What history is showing is that the only two ways of paying your way out of debt is to tighten belts or inflate away the money. In a democracy, no administration or government seems able to survive the tightening of belts unless they rise to power with that specific mandate – and even then it remains to be seen if the Tories in the UK can keep it up and retain government. So that leaves the Weimar Republic option of inflating away the debt, which hurts everybody’s savings (and explains why everybody rants about gold and decries fiat money).

There is another way of course  and this is simply not to pay what you owe. The fancy version of this is Chapter 11 in the USA, but in Australia we’re seeing companies like the Swish Group get away without paying creditors and re-forming themselves as essentially the same outfit that racked up the debts. Not paying your creditors is an option – which Iceland is embracing.
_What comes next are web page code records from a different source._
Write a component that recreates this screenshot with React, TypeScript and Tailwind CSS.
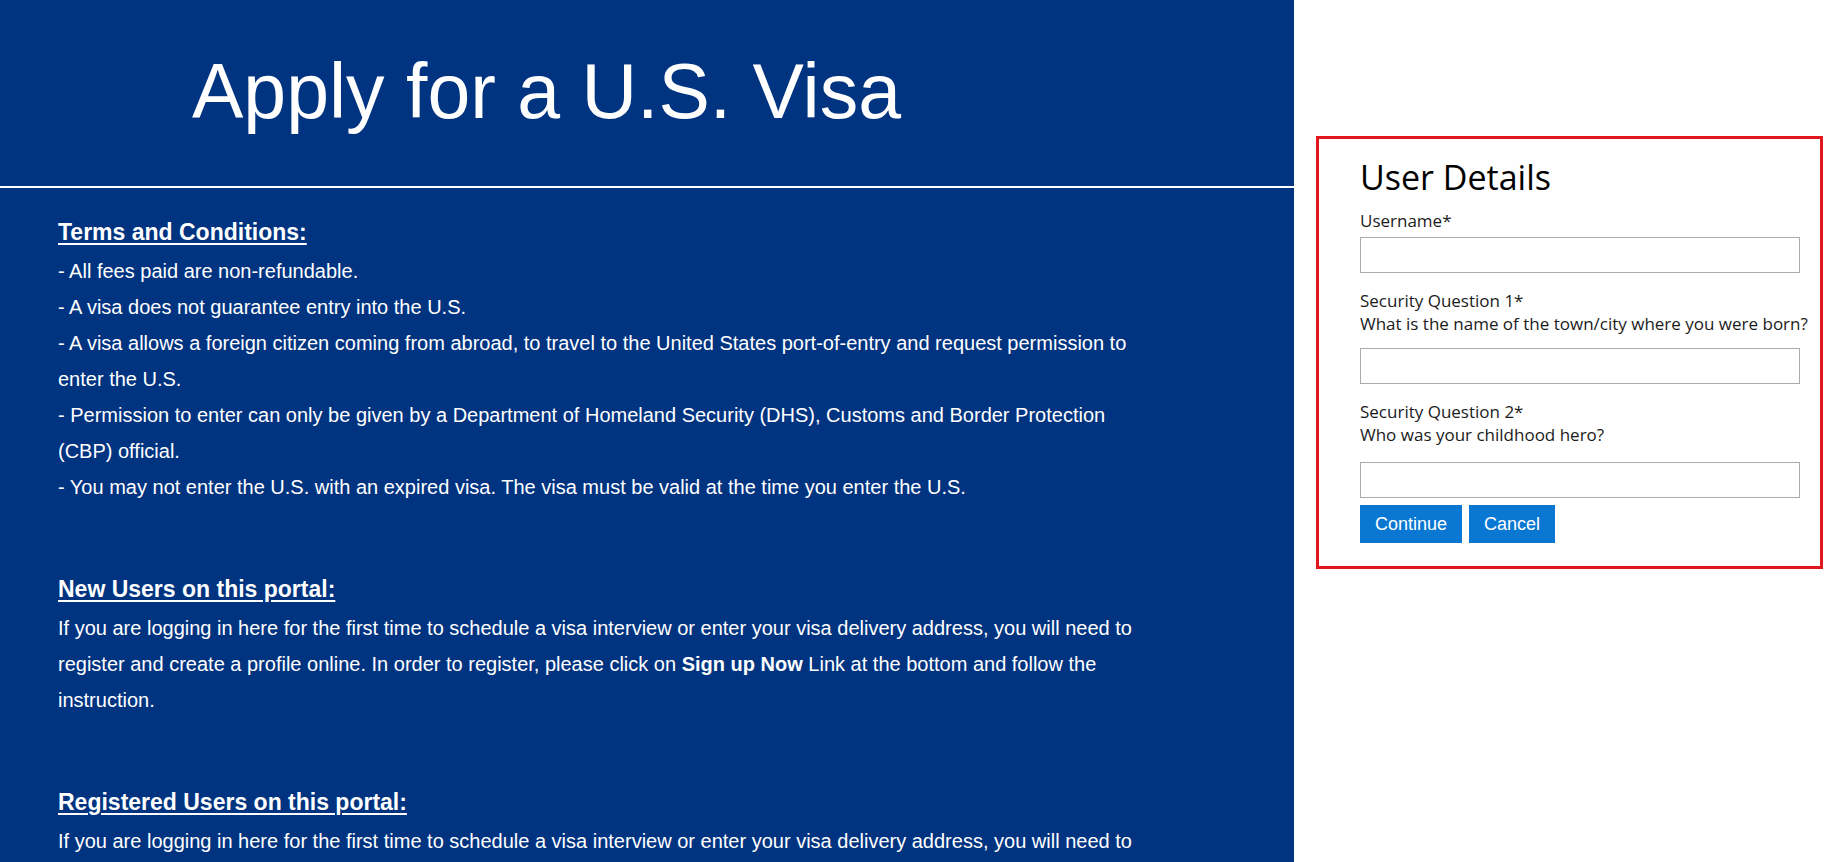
import React from 'react';

const sections = [
  {
    title: 'Terms and Conditions:',
    body: (
      <>
        <p>- All fees paid are non-refundable.</p>
        <p>- A visa does not guarantee entry into the U.S.</p>
        <p>
          - A visa allows a foreign citizen coming from abroad, to travel to the United States port-of-entry and request
          permission to enter the U.S.
        </p>
        <p>
          - Permission to enter can only be given by a Department of Homeland Security (DHS), Customs and Border
          Protection (CBP) official.
        </p>
        <p>- You may not enter the U.S. with an expired visa. The visa must be valid at the time you enter the U.S.</p>
      </>
    ),
  },
  {
    title: 'New Users on this portal:',
    body: (
      <p>
        If you are logging in here for the first time to schedule a visa interview or enter your visa delivery address,
        you will need to register and create a profile online. In order to register, please click on{' '}
        <span className="font-bold">Sign up Now</span> Link at the bottom and follow the instruction.
      </p>
    ),
  },
  {
    title: 'Registered Users on this portal:',
    body: (
      <p>
        If you are logging in here for the first time to schedule a visa interview or enter your visa delivery address,
        you will need to use the username and password you created earlier. Please contact us if you have forgotten
        your login details.
      </p>
    ),
  },
];

const Field = ({ label, question, gap }: { label: string; question?: string; gap: string }) => (
  <div>
    <div className="text-[17px] leading-[23px] text-[#1b1b1b]">
      <div>{label}</div>
      {question && <div>{question}</div>}
    </div>
    <input
      type="text"
      className={`${gap} block w-[440px] h-[36px] border border-[#ababab] bg-white px-2 text-[16px] outline-none`}
    />
  </div>
);

export default function App() {
  return (
    <div className="flex h-screen w-full overflow-hidden bg-white">
      {/* left info panel */}
      <div className="w-[1294px] shrink-0 bg-[#003380] text-white font-['Liberation_Sans',Arial,sans-serif]">
        <div className="h-[188px] border-b-2 border-white pt-[53px] pl-[192px]">
          <h1 className="text-[77px] leading-none font-normal">Apply for a U.S. Visa</h1>
        </div>

        <div className="pl-[58px] pt-[26px] w-[1148px] flex flex-col gap-[66px]">
          {sections.map((s) => (
            <div key={s.title}>
              <h2 className="text-[23px] leading-[36px] font-bold underline underline-offset-[3px] mb-[3px]">
                {s.title}
              </h2>
              <div className="text-[20px] leading-[36px]">{s.body}</div>
            </div>
          ))}
        </div>
      </div>

      {/* right form panel */}
      <div className="flex-1 font-['Open_Sans',sans-serif]">
        <div className="mt-[136px] ml-[22px] w-[507px] border-[3px] border-[#e3171b] pt-[18px] pl-[41px] pb-[23px]">
          <h2 className="text-[34px] leading-[40px] text-black">User Details</h2>

          <div className="mt-[12px]">
            <Field label="Username*" gap="mt-[5px]" />
          </div>
          <div className="mt-[16px]">
            <Field
              label="Security Question 1*"
              question="What is the name of the town/city where you were born?"
              gap="mt-[13px]"
            />
          </div>
          <div className="mt-[16px]">
            <Field label="Security Question 2*" question="Who was your childhood hero?" gap="mt-[16px]" />
          </div>

          <div className="mt-[7px] flex gap-[7px] font-['Liberation_Sans',Arial,sans-serif]">
            <button className="h-[38px] px-[15px] bg-[#0a78d2] text-white text-[18px]">Continue</button>
            <button className="h-[38px] px-[15px] bg-[#0a78d2] text-white text-[18px]">Cancel</button>
          </div>
        </div>
      </div>
    </div>
  );
}
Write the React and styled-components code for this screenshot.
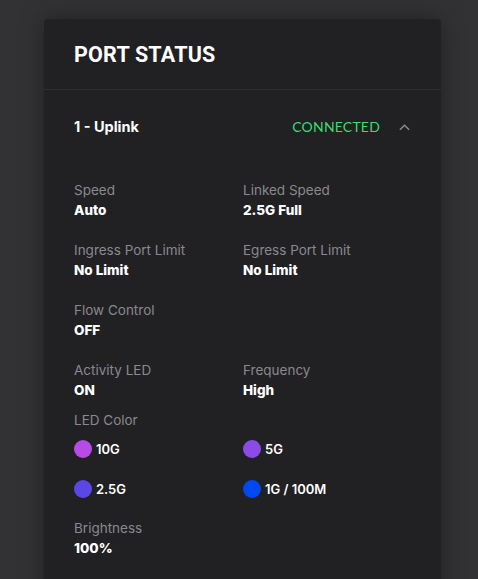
import styled, { createGlobalStyle } from "styled-components";

const GlobalStyle = createGlobalStyle`
  html, body {
    margin: 0;
    padding: 0;
    background-color: #323134;
    font-family: "Inter", "Noto Sans", sans-serif;
    -webkit-font-smoothing: antialiased;
  }
`;

const Page = styled.div`
  height: 579px;
  overflow: hidden;
  padding: 19px 37px 0 44px;
`;

const Card = styled.section`
  width: 397px;
  min-height: 600px;
  background-color: #212023;
  border-radius: 4px 4px 0 0;
  box-shadow: 0 0 24px rgba(0, 0, 0, 0.35);
`;

const Header = styled.header`
  height: 70px;
  padding: 0 30px;
  display: flex;
  align-items: center;
  border-bottom: 1px solid #2e2d31;
`;

const Title = styled.h1`
  margin: 0;
  font-family: "Roboto", sans-serif;
  font-weight: 700;
  font-size: 21.5px;
  color: #fff;
  letter-spacing: 0.2px;
`;

const PortRow = styled.div`
  display: flex;
  align-items: center;
  padding: 27px 30px 25px;
  line-height: 20px;
`;

const PortName = styled.div`
  flex: 1;
  font-weight: 700;
  font-size: 14.5px;
  color: #fff;
`;

const Status = styled.span`
  font-family: "Lato", sans-serif;
  font-size: 14px;
  color: #3ddc70;
  letter-spacing: 0.2px;
`;

const Chevron = styled.svg`
  margin-left: 18px;
  width: 13px;
  height: 13px;
  color: #8a898e;
`;

const Details = styled.div`
  padding: 19px 30px 0;
  display: flex;
  flex-direction: column;
`;

const FieldGrid = styled.div`
  display: grid;
  grid-template-columns: 169px 1fr;
  row-gap: ${(p) => p.$gap}px;
  margin-top: ${(p) => p.$top || 0}px;
`;

const Field = styled.div`
  display: flex;
  flex-direction: column;
`;

const Label = styled.span`
  font-size: 13.5px;
  line-height: 18px;
  color: #8a898e;
`;

const Value = styled.span`
  font-size: 13.5px;
  font-weight: 800;
  line-height: 22px;
  color: #fff;
`;

const LedItem = styled.div`
  display: flex;
  align-items: center;
  gap: 4px;
  font-size: 13px;
  font-weight: 600;
  color: #fff;
  line-height: 18px;
`;

const Dot = styled.span`
  width: 18px;
  height: 18px;
  border-radius: 50%;
  background-color: ${(p) => p.$color};
`;

const fields = [
  ["Speed", "Auto"],
  ["Linked Speed", "2.5G Full"],
  ["Ingress Port Limit", "No Limit"],
  ["Egress Port Limit", "No Limit"],
  ["Flow Control", "OFF"],
  null,
  ["Activity LED", "ON"],
  ["Frequency", "High"],
];

const leds = [
  ["10G", "#b84ae6"],
  ["5G", "#8b4be6"],
  ["2.5G", "#5c47e6"],
  ["1G / 100M", "#0048f0"],
];

export default function App() {
  return (
    <>
      <GlobalStyle />
      <Page>
        <Card>
          <Header>
            <Title>PORT STATUS</Title>
          </Header>
          <PortRow>
            <PortName>1 - Uplink</PortName>
            <Status>CONNECTED</Status>
            <Chevron viewBox="0 0 14 14" fill="none">
              <path d="M2 9.5 L7 4.5 L12 9.5" stroke="currentColor" strokeWidth="1.6" />
            </Chevron>
          </PortRow>
          <Details>
            <FieldGrid $gap={20}>
              {fields.map((f, i) =>
                f ? (
                  <Field key={i}>
                    <Label>{f[0]}</Label>
                    <Value>{f[1]}</Value>
                  </Field>
                ) : (
                  <div key={i} />
                )
              )}
            </FieldGrid>
            <FieldGrid $gap={0} $top={10}>
              <Label>LED Color</Label>
            </FieldGrid>
            <FieldGrid $gap={22} $top={11}>
              {leds.map(([name, color]) => (
                <LedItem key={name}>
                  <Dot $color={color} />
                  {name}
                </LedItem>
              ))}
            </FieldGrid>
            <FieldGrid $gap={0} $top={21}>
              <Field>
                <Label>Brightness</Label>
                <Value>100%</Value>
              </Field>
            </FieldGrid>
          </Details>
        </Card>
      </Page>
    </>
  );
}
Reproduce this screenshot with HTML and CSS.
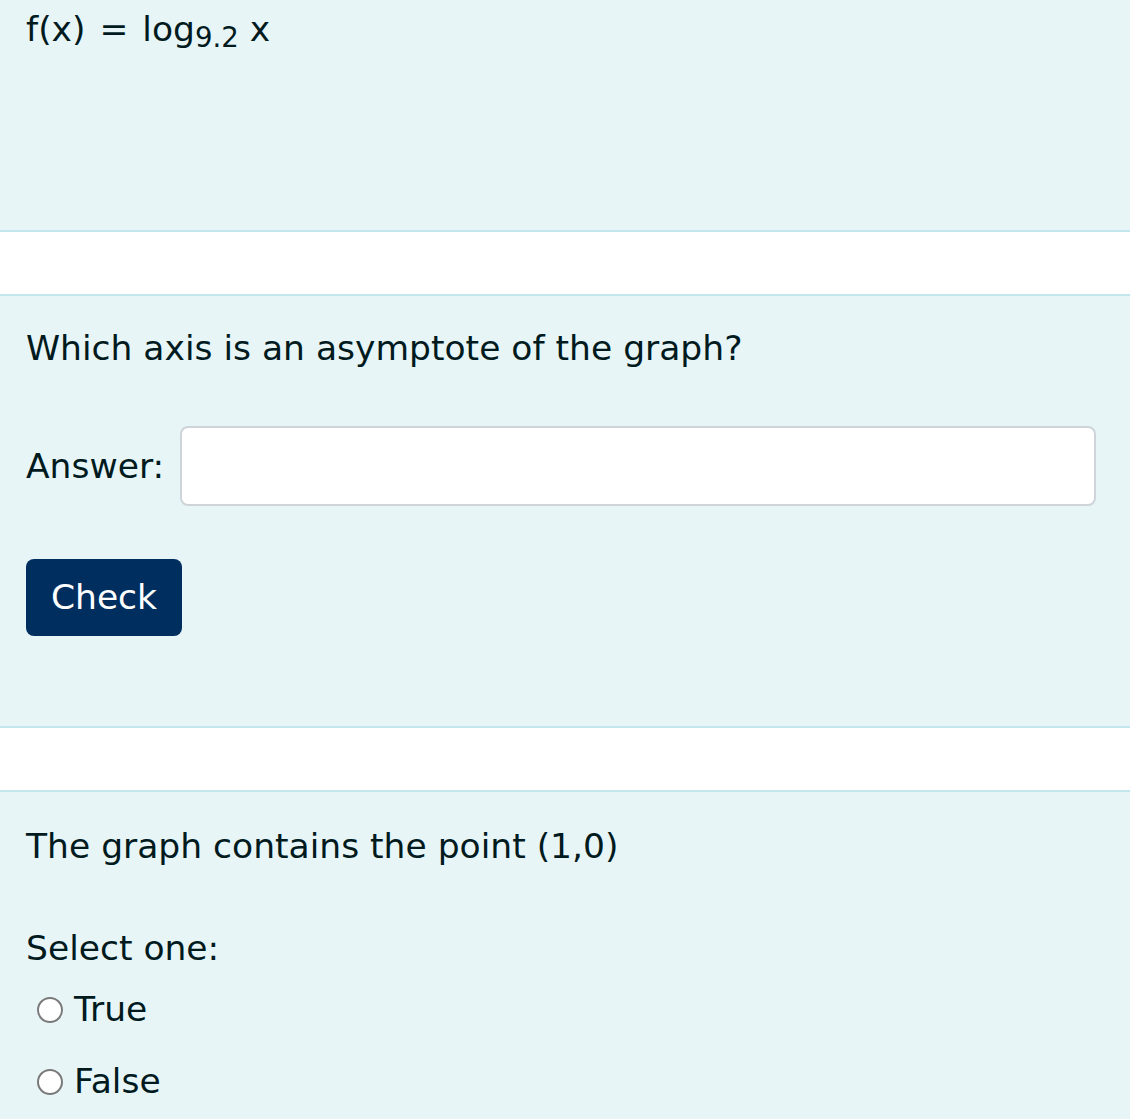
FILE: index.html
```html
<!DOCTYPE html>
<html>
<head>
<meta charset="utf-8">
<link rel="stylesheet" href="styles.css">
</head>
<body>
<div class="card card-first">
  <p class="formula">f(x) = log<sub>9.2</sub><span class="tight"> x</span></p>
</div>
<div class="gap"></div>
<div class="card card-q2">
  <p class="qtext">Which axis is an asymptote of the graph?</p>
  <div class="answer-row">
    <label class="answer-label">Answer:</label>
    <input class="answer-input" type="text">
  </div>
  <button class="check-btn">Check</button>
</div>
<div class="gap"></div>
<div class="card card-q3">
  <p class="qtext">The graph contains the point (1,0)</p>
  <p class="prompt">Select one:</p>
  <div class="options">
    <label class="option"><span class="radio"></span>True</label>
    <label class="option"><span class="radio"></span>False</label>
  </div>
</div>
</body>
</html>
```

FILE: styles.css
```css
html, body {
  margin: 0;
  padding: 0;
  background: #ffffff;
}
body {
  font-family: "DejaVu Sans", Verdana, sans-serif;
  font-size: 34.5px;
  color: #001a1e;
  line-height: 51px;
}
.card {
  background: #e7f5f7;
  padding: 0 26px;
  box-sizing: border-box;
}
.card-first {
  height: 232px;
  border-bottom: 2px solid #c3e5ec;
}
.formula {
  margin: 0;
  padding-top: 4px;
  word-spacing: 3px;
}
.formula sub {
  font-size: 0.8em;
  vertical-align: -6px;
  line-height: 0;
}
.formula .tight {
  word-spacing: 0;
}
.gap {
  height: 62px;
}
.card-q2 {
  border-top: 2px solid #c3e5ec;
  border-bottom: 2px solid #c3e5ec;
  height: 434px;
  padding-top: 27px;
}
.qtext {
  margin: 0;
}
.answer-row {
  display: flex;
  align-items: center;
  margin-top: 52px;
  gap: 16px;
}
.answer-input {
  flex: 1;
  height: 80px;
  box-sizing: border-box;
  border: 2px solid #ced4da;
  border-radius: 8px;
  background: #fff;
  margin: 0 8px 0 0;
  font: inherit;
}
.check-btn {
  display: block;
  margin-top: 53px;
  background: #002f5f;
  color: #fff;
  border: none;
  border-radius: 8px;
  width: 156px;
  height: 77px;
  padding: 0;
  font: inherit;
  cursor: pointer;
}
.card-q3 {
  border-top: 2px solid #c3e5ec;
  height: 329px;
  padding-top: 29px;
}
.prompt {
  margin: 51px 0 0;
}
.options {
  margin-top: 10px;
  padding-left: 11px;
  display: flex;
  flex-direction: column;
  gap: 21px;
}
.option {
  display: flex;
  align-items: center;
  gap: 11px;
}
.radio {
  width: 22px;
  height: 22px;
  border: 2px solid #7a7a7a;
  border-radius: 50%;
  background: #fff;
}
```
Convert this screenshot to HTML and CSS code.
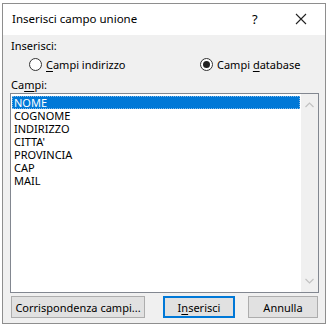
FILE: index.html
```html
<!DOCTYPE html>
<html lang="it">
<head>
    <meta charset="UTF-8">
    <title>Inserisci campo unione</title>
    <link rel="stylesheet" href="styles.css">
</head>
<body>
    <div class="window">
        <!-- Title bar -->
        <div class="titlebar">
            <span class="title">Inserisci campo unione</span>
            <span class="help">?</span>
            <span class="close">
                <svg width="12" height="12" viewBox="0 0 12 12">
                    <path d="M1 1 L11 11 M11 1 L1 11" stroke="#222" stroke-width="1.1" fill="none"/>
                </svg>
            </span>
        </div>

        <div class="content">
            <div class="label">Inserisci:</div>
            <div class="radios">
                <label class="radio">
                    <span class="circle"></span>
                    <span><u>C</u>ampi indirizzo</span>
                </label>
                <label class="radio">
                    <span class="circle checked"></span>
                    <span>Campi <u>d</u>atabase</span>
                </label>
            </div>

            <div class="label fields-label">Ca<u>m</u>pi:</div>
            <div class="listbox">
                <ul class="items">
                    <li class="selected">NOME</li>
                    <li>COGNOME</li>
                    <li>INDIRIZZO</li>
                    <li>CITTA'</li>
                    <li>PROVINCIA</li>
                    <li>CAP</li>
                    <li>MAIL</li>
                </ul>
                <div class="scrollbar">
                    <svg width="9" height="6" viewBox="0 0 9 6"><path d="M0.5 5 L4.5 1 L8.5 5" stroke="#c2c2c2" stroke-width="1.2" fill="none"/></svg>
                    <svg width="9" height="6" viewBox="0 0 9 6"><path d="M0.5 1 L4.5 5 L8.5 1" stroke="#c2c2c2" stroke-width="1.2" fill="none"/></svg>
                </div>
            </div>

            <div class="buttons">
                <button class="btn btn-match">Corrispondenza campi...</button>
                <button class="btn btn-default">I<u>n</u>serisci</button>
                <button class="btn btn-cancel">Annulla</button>
            </div>
        </div>
    </div>
</body>
</html>
```

FILE: styles.css
```css
/* General reset */
* {
    margin: 0;
    padding: 0;
    box-sizing: border-box;
}

body {
    background-color: #fff;
    font-family: "Noto Sans", "Open Sans", sans-serif;
    font-size: 11px;
    color: #000;
}

u {
    text-decoration-thickness: 1px;
    text-underline-offset: 2px;
}

/* Dialog window */
.window {
    margin: 3px 0 0 2px;
    width: 324px;
    height: 321px;
    border: 1px solid #8e8e8e;
    background-color: #f0f0f0;
    display: flex;
    flex-direction: column;
}

.titlebar {
    height: 31px;
    flex-shrink: 0;
    background-color: #fff;
    display: flex;
    align-items: center;
    padding: 0 0 2px 9px;
}

.title {
    flex: 1;
    font-size: 11.5px;
}

.help {
    width: 43px;
    font-size: 13px;
}

.close {
    width: 30px;
    display: flex;
    align-items: center;
}

.content {
    padding: 3px 0 0 7px;
    display: flex;
    flex-direction: column;
}

.label {
    height: 16px;
    line-height: 16px;
    padding-left: 1px;
}

/* Radio buttons */
.radios {
    display: flex;
    align-items: center;
    margin-top: 1px;
    padding-left: 19px;
    height: 18px;
}

.radio {
    display: flex;
    align-items: center;
    gap: 4px;
}

.radio:first-child {
    width: 171px;
}

.circle {
    width: 13px;
    height: 13px;
    border: 1px solid #333;
    border-radius: 50%;
    background-color: #fff;
    display: flex;
    align-items: center;
    justify-content: center;
}

.circle.checked::after {
    content: "";
    width: 7px;
    height: 7px;
    border-radius: 50%;
    background-color: #222;
}

.fields-label {
    margin-top: 4px;
}

/* List box */
.listbox {
    width: 309px;
    height: 200px;
    border: 1px solid #828790;
    background-color: #fff;
    display: flex;
}

.items {
    list-style: none;
    flex: 1;
    padding: 2px 1px;
}

.items li {
    height: 13px;
    line-height: 13px;
    padding-left: 2px;
}

.items li.selected {
    background-color: #0078d7;
    color: #fff;
    outline: 1px dotted #7fb8e8;
    outline-offset: -1px;
}

.scrollbar {
    width: 17px;
    background-color: #f0f0f0;
    display: flex;
    flex-direction: column;
    justify-content: space-between;
    align-items: center;
    padding: 8px 0;
}

/* Buttons */
.buttons {
    display: flex;
    margin-top: 3px;
    padding-left: 1px;
}

.btn {
    height: 22px;
    padding: 0;
    white-space: nowrap;
    font-family: "Noto Sans", "Open Sans", sans-serif;
    font-size: 11px;
    color: #000;
    background-color: #e1e1e1;
    border: 1px solid #adadad;
}

.btn-match {
    width: 134px;
}

.btn-default {
    width: 72px;
    margin-left: 18px;
    border: 2px solid #0078d7;
}

.btn-cancel {
    width: 70px;
    margin-left: 13px;
}
```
If we had still had the Gold Standard and the value of money was locked into Gold, then we would not have had the option to print the money, which means the fallout from the 2008 GFC would have crippled whole economies instead and the majority of us would be wandering the streets jobless wondering what the hell happened.

You can see why we keep repeating the soft option of inflating away our debts and hurting the entire population over all rather than sheet home the blame to the rich. I just don’t see Lloyd Blankfein or Donald Trump hurting too much.